Even assuming, arguendo, that Scott had made a prima facie
showing of discrimination under the ADA, the burden shifts to
the defendant to articulate a lawful, non-discriminatory basis
for the hiring. McDonnell Douglas v. Green, 411 U.S. 792, 802,
93 S.Ct. 1817, 36 L.Ed.2d 668 (1973). If the defendant can make
such a showing, the burden shifts back to the plaintiff to show
that the reason proffered by the defendant is pretextual and
that there was intentional discrimination. St. Mary's Honor
Ctr., 509 U.S. at 516, 113 S.Ct. 2742, 125 L.Ed.2d 407 (1993);
Heyman v. Queens Village Committee for Mental Health for
Jamaica Community Adolescent Program, Inc., 198 F.3d 68, 72 (2d
We have examined each of the arguments plaintiff advances in
support of her claim of pretext and find all of them wanting.
Because this discussion is at the third level of analysis, we
will simply summarize our conclusions. First, plaintiff has made
no showing by affidavit that the administrative termination
policy was not applied uniformly, or that she was told that she
would have up to one year in which to return to work. Second,
plaintiff complains about various comments made by her
supervisor concerning her returning to work. Not only did her
supervisor not hire a replacement for plaintiff until after she
had been administratively terminated, but he was not the
decisionmaker with respect to her termination. See Ellis v.

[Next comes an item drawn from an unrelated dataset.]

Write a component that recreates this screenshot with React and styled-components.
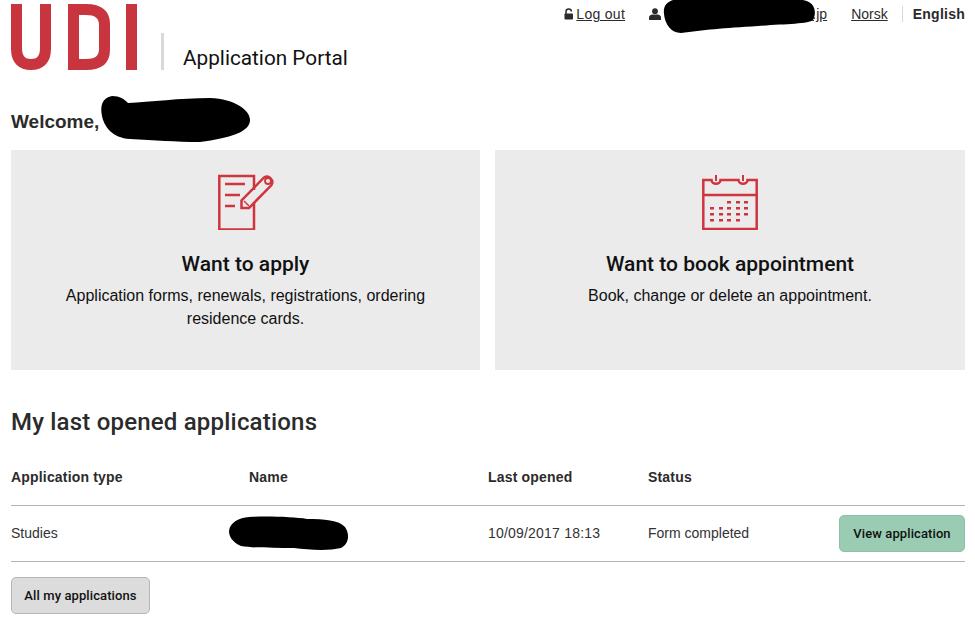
import React from "react";
import styled, { createGlobalStyle } from "styled-components";

const GlobalStyle = createGlobalStyle`
    html, body {
        margin: 0;
        padding: 0;
        background: #fff;
        color: #2b2b2b;
        font-family: "Liberation Sans", Arial, sans-serif;
    }
`;

const Page = styled.div`
    position: relative;
    width: 975px;
    height: 625px;
    overflow: hidden;
    box-sizing: border-box;
    padding: 0 10px 0 11px;
`;

const Header = styled.header`
    display: flex;
    justify-content: space-between;
    align-items: flex-start;
    height: 110px;
`;

const Brand = styled.div`
    display: flex;
    align-items: flex-end;
    padding-top: 4px;
    height: 66px;
`;

const Divider = styled.span`
    width: 3px;
    height: 37px;
    margin: 0 19px 0 24px;
    background: #d9d9d9;
`;

const PortalName = styled.span`
    font-family: Roboto, sans-serif;
    font-size: 20.75px;
    line-height: 24px;
    color: #111;
`;

const TopNav = styled.nav`
    display: flex;
    align-items: center;
    font-size: 14px;
    height: 16px;
    padding-top: 6px;
`;

const NavLink = styled.a`
    display: flex;
    align-items: center;
    color: #2b2b2b;
    text-decoration: underline;
    letter-spacing: ${({ $spacing }) => $spacing || 0}px;
    margin-left: ${({ $gap }) => $gap || 0}px;
    width: ${({ $width }) => ($width ? `${$width}px` : "auto")};
    justify-content: ${({ $width }) => ($width ? "space-between" : "flex-start")};
`;

const CurrentLang = styled.span`
    font-weight: 700;
    letter-spacing: 0.25px;
    margin-left: 14px;
    padding-left: 10px;
    border-left: 1px solid #d9d9d9;
`;

const Welcome = styled.h1`
    margin: 0;
    height: 40px;
    font-size: 19px;
    line-height: 24px;
    font-weight: 700;
    color: #2b2b2b;
`;

const Cards = styled.section`
    display: grid;
    grid-template-columns: 469px 470px;
    gap: 15px;
`;

const Card = styled.a`
    display: flex;
    flex-direction: column;
    align-items: center;
    height: 220px;
    box-sizing: border-box;
    padding: 24px 40px 0;
    background: #ebebeb;
    text-align: center;
    color: #111;
`;

const CardTitle = styled.h2`
    margin: 20px 0 0;
    font-family: Roboto, sans-serif;
    font-weight: 500;
    font-size: 21px;
    line-height: 28px;
    color: #111;
`;

const CardText = styled.p`
    margin: 6px 0 0;
    font-size: 16px;
    line-height: 23px;
`;

const SectionTitle = styled.h2`
    margin: 36px 0 0;
    font-family: Roboto, sans-serif;
    font-weight: 500;
    font-size: 24px;
    line-height: 32px;
    letter-spacing: 0.2px;
    color: #2b2b2b;
`;

const Columns = styled.div`
    display: grid;
    grid-template-columns: 238px 239px 160px 1fr auto;
    align-items: center;
`;

const TableHead = styled(Columns)`
    height: 68px;
    padding-top: 10px;
    box-sizing: border-box;
    border-bottom: 1px solid #b5b5b5;
    font-size: 14px;
    font-weight: 700;
    letter-spacing: 0.18px;
`;

const TableRow = styled(Columns)`
    height: 56px;
    box-sizing: border-box;
    border-bottom: 1px solid #b5b5b5;
    font-size: 14px;
    color: #333;

    span {
        margin-bottom: 2px;
    }
`;

const DateCell = styled.span`
    letter-spacing: 0.2px;
`;

const Button = styled.button`
    font-family: Roboto, sans-serif;
    font-weight: 500;
    font-size: 13px;
    letter-spacing: 0.1px;
    color: #111;
    background: ${({ $green }) => ($green ? "#9accb3" : "#dcdcdc")};
    border: 1px solid ${({ $green }) => ($green ? "#90bfa8" : "#b5b5b5")};
    border-radius: 5px;
    padding: 0;
    width: ${({ $width }) => $width}px;
    height: 37px;
`;

const Actions = styled.div`
    margin-top: 15px;
`;

const Redaction = styled.svg`
    position: absolute;
    left: ${({ $x }) => $x}px;
    top: ${({ $y }) => $y}px;
`;

function UdiLogo() {
    return (
        <svg width="126" height="66" viewBox="0 0 126 66" fill="#c9353f">
            <path d="M0 0h11v44c0 8 3 11 9 11s9-3 9-11V0h11v45c0 14-8 21-20 21S0 59 0 45z" />
            <path fillRule="evenodd" d="M57 0h18c16 0 24 7 24 20v26c0 13-8 20-24 20H57zM68 11v44h7c9 0 13-3 13-10V21c0-7-4-10-13-10z" />
            <rect x="115" y="0" width="11" height="66" />
        </svg>
    );
}

function LockIcon() {
    return (
        <svg width="10" height="12" viewBox="0 0 10 12" style={{ marginRight: 2 }}>
            <path fill="none" stroke="#2b2b2b" strokeWidth="1.5" d="M2 6V3.4C2 1.9 3.2 1 4.7 1s2.7.9 2.7 2.4" />
            <rect x="0.5" y="5.5" width="8.5" height="6" rx="0.8" fill="#2b2b2b" />
        </svg>
    );
}

function UserIcon() {
    return (
        <svg width="12" height="12" viewBox="0 0 12 12">
            <circle cx="6" cy="3.2" r="2.9" fill="#2b2b2b" />
            <path fill="#2b2b2b" d="M0 12V9.5C0 7.8 1.5 6.8 3.5 6.6h5c2 .2 3.5 1.2 3.5 2.9V12z" />
        </svg>
    );
}

function ApplyIcon() {
    return (
        <svg width="56" height="56" viewBox="0 0 56 56" fill="none" stroke="#cf343f" strokeWidth="2.5">
            <path d="M36 16V2H1.300v53.500H36V28" />
            <path d="M7 10h20M7 21h15M7 32h10" />
            <path d="M23.500 34v-7.500L46 3.500a5.500 5.500 0 0 1 7.500 7.500L31 34z" />
            <circle cx="50" cy="7" r="3" strokeWidth="1.800" />
            <path strokeWidth="1.400" d="M26 27l5 5" />
        </svg>
    );
}

function CalendarIcon() {
    const rows = [
        { y: 27, xs: [25, 34, 42] },
        { y: 33, xs: [8, 17, 25, 34, 42] },
        { y: 39, xs: [8, 17, 25, 34, 42] },
        { y: 45, xs: [8, 17, 25, 34] },
    ];
    return (
        <svg width="56" height="56" viewBox="0 0 56 56" fill="none" stroke="#cf343f" strokeWidth="2.5">
            <path d="M1.300 6H9.500c0 5 9 5 9 0h18c0 5 9 5 9 0h9.200v49H1.300z" />
            <path d="M1 21h54" />
            <path strokeWidth="2" d="M14 1v6M41 1v6" />
            {rows.map((row) =>
                row.xs.map((x) => (
                    <rect key={`${x}-${row.y}`} x={x} y={row.y} width="4" height="2.5" fill="#cf343f" stroke="none" />
                ))
            )}
        </svg>
    );
}

function Blob({ x, y, width, height, d }) {
    return (
        <Redaction $x={x} $y={y} width={width} height={height} viewBox={`0 0 ${width} ${height}`}>
            <path d={d} fill="#000" />
        </Redaction>
    );
}

function App() {
    return (
        <Page>
            <GlobalStyle />
            <Header>
                <Brand>
                    <UdiLogo />
                    <Divider />
                    <PortalName>Application Portal</PortalName>
                </Brand>
                <TopNav>
                    <NavLink href="#" $spacing={0.3}><LockIcon />Log out</NavLink>
                    <NavLink href="#" $gap={24} $width={178}><UserIcon /><span>.jp</span></NavLink>
                    <NavLink href="#" $gap={24}>Norsk</NavLink>
                    <CurrentLang>English</CurrentLang>
                </TopNav>
            </Header>

            <Welcome>Welcome,</Welcome>

            <Cards>
                <Card>
                    <ApplyIcon />
                    <CardTitle>Want to apply</CardTitle>
                    <CardText>Application forms, renewals, registrations, ordering residence cards.</CardText>
                </Card>
                <Card>
                    <CalendarIcon />
                    <CardTitle>Want to book appointment</CardTitle>
                    <CardText>Book, change or delete an appointment.</CardText>
                </Card>
            </Cards>

            <SectionTitle>My last opened applications</SectionTitle>

            <TableHead>
                <span>Application type</span>
                <span>Name</span>
                <span>Last opened</span>
                <span>Status</span>
            </TableHead>
            <TableRow>
                <span>Studies</span>
                <span />
                <DateCell>10/09/2017 18:13</DateCell>
                <span>Form completed</span>
                <Button $green $width={126}>View application</Button>
            </TableRow>

            <Actions>
                <Button $width={139}>All my applications</Button>
            </Actions>

            <Blob x={663} y={0} width={154} height={34} d="M10 0H140C152 2 154 12 150 20C146 24 120 24 95 26C60 28 40 30 18 33C8 33 2 24 1 14C0 6 4 2 10 0Z" />
            <Blob x={100} y={96} width={150} height={47} d="M12 0C20 0 24 3 28 7C50 6 80 2 110 2C135 3 150 14 150 24C150 36 130 42 100 46C75 46 55 44 30 43C12 42 4 30 2 20C0 10 2 2 12 0Z" />
            <Blob x={229} y={516} width={120} height={35} d="M20 1C40 0 65 1 78 3C95 3 110 4 116 11C121 18 120 28 112 32C100 35 80 34 65 32C45 32 25 32 12 30C3 26 0 20 0 15C1 6 10 2 20 1Z" />
        </Page>
    );
}

export default App;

Provident Life & Accident Ins. Co., 926 F. Supp. 417, 428
(S.D.N.Y. 1996); Wado v. Xerox Corp., 991 F. Supp. 174, 212
(W.D.N.Y. 1998), aff'd, sub. nom., Smith v. Xerox Corp.,
196 F.3d 358 (2d Cir. 1999).
In sum, Scott has failed to show that she was a "qualified
individual" under the ADA because she had already been
terminated by Memorial at the time she requested an
accommodation. Even assuming that plaintiff was protected by the
ADA, she has not set forth a prima facie case because she failed
to present any evidence that there was an accommodation that
would enable her to perform the essential functions of her
position. Finally, she has not produced any evidence to suggest
that Memorial's decision to administratively terminate her was a
pretext for actual discriminatory intent. Therefore, plaintiff's
claim that Memorial failed to make a reasonable accommodation
for her disability fails as a matter of law, and summary
judgment is granted for defendant on that claim.
IV. Hostile Work Environment Claims
Plaintiffs complaint also alleges that Memorial discriminated
against her on the basis of her age in violation of the ADEA and
her race and gender in violation of Title VII by creating a
hostile working environment. While plaintiff never actually
included a hostile working environment under the ADA in her
laundry list of discrimination claims contained in the
complaint, she does argue the issue in her papers. We will,
therefore, address the merits of this claim as well.
Under Title VII, an employee seeking to bring a hostile work
environment claim must satisfy a four factor test: 1) that
plaintiff is a member of a protected class; 2) that plaintiff
suffered unwelcome harassment; 3) that plaintiff was harassed
because of her membership in a protected class; and 4) that the
harassment was sufficiently severe or pervasive to alter the
conditions of employment and create an abusive work environment.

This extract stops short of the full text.